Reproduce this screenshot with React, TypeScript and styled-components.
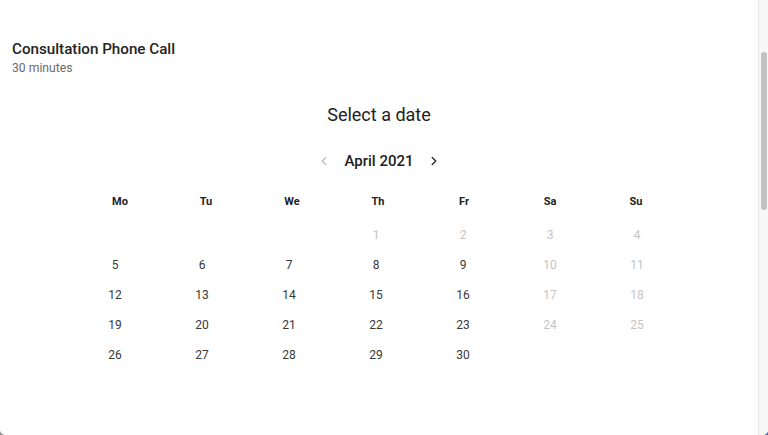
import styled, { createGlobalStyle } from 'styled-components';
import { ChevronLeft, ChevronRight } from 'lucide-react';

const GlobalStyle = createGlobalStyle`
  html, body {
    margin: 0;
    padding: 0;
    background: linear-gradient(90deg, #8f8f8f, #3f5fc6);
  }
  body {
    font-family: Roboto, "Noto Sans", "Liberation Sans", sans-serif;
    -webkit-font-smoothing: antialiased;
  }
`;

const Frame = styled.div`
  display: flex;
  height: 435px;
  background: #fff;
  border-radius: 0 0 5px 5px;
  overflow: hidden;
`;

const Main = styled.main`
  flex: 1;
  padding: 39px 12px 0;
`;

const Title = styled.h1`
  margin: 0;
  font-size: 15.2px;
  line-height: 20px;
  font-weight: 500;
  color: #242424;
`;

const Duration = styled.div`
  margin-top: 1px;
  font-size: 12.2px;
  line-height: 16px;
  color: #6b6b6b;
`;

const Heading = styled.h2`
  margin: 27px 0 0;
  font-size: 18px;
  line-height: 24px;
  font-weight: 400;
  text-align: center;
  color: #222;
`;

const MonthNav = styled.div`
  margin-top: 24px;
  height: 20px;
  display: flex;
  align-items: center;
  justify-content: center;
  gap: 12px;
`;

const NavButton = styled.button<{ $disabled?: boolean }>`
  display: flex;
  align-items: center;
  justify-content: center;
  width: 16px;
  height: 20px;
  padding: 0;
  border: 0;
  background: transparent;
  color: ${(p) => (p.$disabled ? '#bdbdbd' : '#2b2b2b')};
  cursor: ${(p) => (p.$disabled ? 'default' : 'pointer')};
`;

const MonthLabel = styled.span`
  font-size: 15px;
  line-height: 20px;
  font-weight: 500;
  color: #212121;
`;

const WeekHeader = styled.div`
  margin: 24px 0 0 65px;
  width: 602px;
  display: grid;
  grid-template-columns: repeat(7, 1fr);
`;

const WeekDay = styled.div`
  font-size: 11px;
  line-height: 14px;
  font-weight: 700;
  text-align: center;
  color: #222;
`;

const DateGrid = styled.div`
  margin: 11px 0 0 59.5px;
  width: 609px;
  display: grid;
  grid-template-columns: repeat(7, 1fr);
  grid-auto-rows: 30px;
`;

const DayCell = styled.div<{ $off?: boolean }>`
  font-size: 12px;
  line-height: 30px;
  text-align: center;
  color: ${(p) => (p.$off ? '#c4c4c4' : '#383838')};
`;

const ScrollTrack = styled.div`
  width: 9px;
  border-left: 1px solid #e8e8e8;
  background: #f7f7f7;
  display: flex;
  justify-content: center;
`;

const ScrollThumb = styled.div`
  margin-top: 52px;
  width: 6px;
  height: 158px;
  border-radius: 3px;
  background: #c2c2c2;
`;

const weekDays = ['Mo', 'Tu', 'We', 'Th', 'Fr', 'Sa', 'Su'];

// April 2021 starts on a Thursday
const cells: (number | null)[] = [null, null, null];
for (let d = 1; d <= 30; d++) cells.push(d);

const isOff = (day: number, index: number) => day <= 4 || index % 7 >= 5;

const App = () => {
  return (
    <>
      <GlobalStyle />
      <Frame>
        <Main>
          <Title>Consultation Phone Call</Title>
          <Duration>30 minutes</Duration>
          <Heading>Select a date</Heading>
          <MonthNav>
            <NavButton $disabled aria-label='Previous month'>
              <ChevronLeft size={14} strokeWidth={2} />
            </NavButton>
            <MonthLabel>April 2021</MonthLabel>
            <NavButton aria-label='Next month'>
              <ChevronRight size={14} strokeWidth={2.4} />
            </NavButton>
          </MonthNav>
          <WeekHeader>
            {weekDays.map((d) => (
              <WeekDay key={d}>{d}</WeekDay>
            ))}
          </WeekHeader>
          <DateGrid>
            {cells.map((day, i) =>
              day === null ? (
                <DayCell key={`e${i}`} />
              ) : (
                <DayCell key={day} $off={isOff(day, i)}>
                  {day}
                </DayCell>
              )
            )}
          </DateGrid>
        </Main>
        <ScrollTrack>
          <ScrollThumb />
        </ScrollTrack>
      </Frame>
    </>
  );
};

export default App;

....................

§ **CHALLENGE**
Copy all the lines of data exactly as they appear, dropping any images.

§ **REPLY**
Reproduce this screenshot with React, TypeScript and styled-components.
import styled, { createGlobalStyle } from 'styled-components';
import { ChevronLeft, ChevronRight } from 'lucide-react';

const GlobalStyle = createGlobalStyle`
  html, body {
    margin: 0;
    padding: 0;
    background: linear-gradient(90deg, #8f8f8f, #3f5fc6);
  }
  body {
    font-family: Roboto, "Noto Sans", "Liberation Sans", sans-serif;
    -webkit-font-smoothing: antialiased;
  }
`;

const Frame = styled.div`
  display: flex;
  height: 435px;
  background: #fff;
  border-radius: 0 0 5px 5px;
  overflow: hidden;
`;

const Main = styled.main`
  flex: 1;
  padding: 39px 12px 0;
`;

const Title = styled.h1`
  margin: 0;
  font-size: 15.2px;
  line-height: 20px;
  font-weight: 500;
  color: #242424;
`;

const Duration = styled.div`
  margin-top: 1px;
  font-size: 12.2px;
  line-height: 16px;
  color: #6b6b6b;
`;

const Heading = styled.h2`
  margin: 27px 0 0;
  font-size: 18px;
  line-height: 24px;
  font-weight: 400;
  text-align: center;
  color: #222;
`;

const MonthNav = styled.div`
  margin-top: 24px;
  height: 20px;
  display: flex;
  align-items: center;
  justify-content: center;
  gap: 12px;
`;

const NavButton = styled.button<{ $disabled?: boolean }>`
  display: flex;
  align-items: center;
  justify-content: center;
  width: 16px;
  height: 20px;
  padding: 0;
  border: 0;
  background: transparent;
  color: ${(p) => (p.$disabled ? '#bdbdbd' : '#2b2b2b')};
  cursor: ${(p) => (p.$disabled ? 'default' : 'pointer')};
`;

const MonthLabel = styled.span`
  font-size: 15px;
  line-height: 20px;
  font-weight: 500;
  color: #212121;
`;

const WeekHeader = styled.div`
  margin: 24px 0 0 65px;
  width: 602px;
  display: grid;
  grid-template-columns: repeat(7, 1fr);
`;

const WeekDay = styled.div`
  font-size: 11px;
  line-height: 14px;
  font-weight: 700;
  text-align: center;
  color: #222;
`;

const DateGrid = styled.div`
  margin: 11px 0 0 59.5px;
  width: 609px;
  display: grid;
  grid-template-columns: repeat(7, 1fr);
  grid-auto-rows: 30px;
`;

const DayCell = styled.div<{ $off?: boolean }>`
  font-size: 12px;
  line-height: 30px;
  text-align: center;
  color: ${(p) => (p.$off ? '#c4c4c4' : '#383838')};
`;

const ScrollTrack = styled.div`
  width: 9px;
  border-left: 1px solid #e8e8e8;
  background: #f7f7f7;
  display: flex;
  justify-content: center;
`;

const ScrollThumb = styled.div`
  margin-top: 52px;
  width: 6px;
  height: 158px;
  border-radius: 3px;
  background: #c2c2c2;
`;

const weekDays = ['Mo', 'Tu', 'We', 'Th', 'Fr', 'Sa', 'Su'];

// April 2021 starts on a Thursday
const cells: (number | null)[] = [null, null, null];
for (let d = 1; d <= 30; d++) cells.push(d);

const isOff = (day: number, index: number) => day <= 4 || index % 7 >= 5;

const App = () => {
  return (
    <>
      <GlobalStyle />
      <Frame>
        <Main>
          <Title>Consultation Phone Call</Title>
          <Duration>30 minutes</Duration>
          <Heading>Select a date</Heading>
          <MonthNav>
            <NavButton $disabled aria-label='Previous month'>
              <ChevronLeft size={14} strokeWidth={2} />
            </NavButton>
            <MonthLabel>April 2021</MonthLabel>
            <NavButton aria-label='Next month'>
              <ChevronRight size={14} strokeWidth={2.4} />
            </NavButton>
          </MonthNav>
          <WeekHeader>
            {weekDays.map((d) => (
              <WeekDay key={d}>{d}</WeekDay>
            ))}
          </WeekHeader>
          <DateGrid>
            {cells.map((day, i) =>
              day === null ? (
                <DayCell key={`e${i}`} />
              ) : (
                <DayCell key={day} $off={isOff(day, i)}>
                  {day}
                </DayCell>
              )
            )}
          </DateGrid>
        </Main>
        <ScrollTrack>
          <ScrollThumb />
        </ScrollTrack>
      </Frame>
    </>
  );
};

export default App;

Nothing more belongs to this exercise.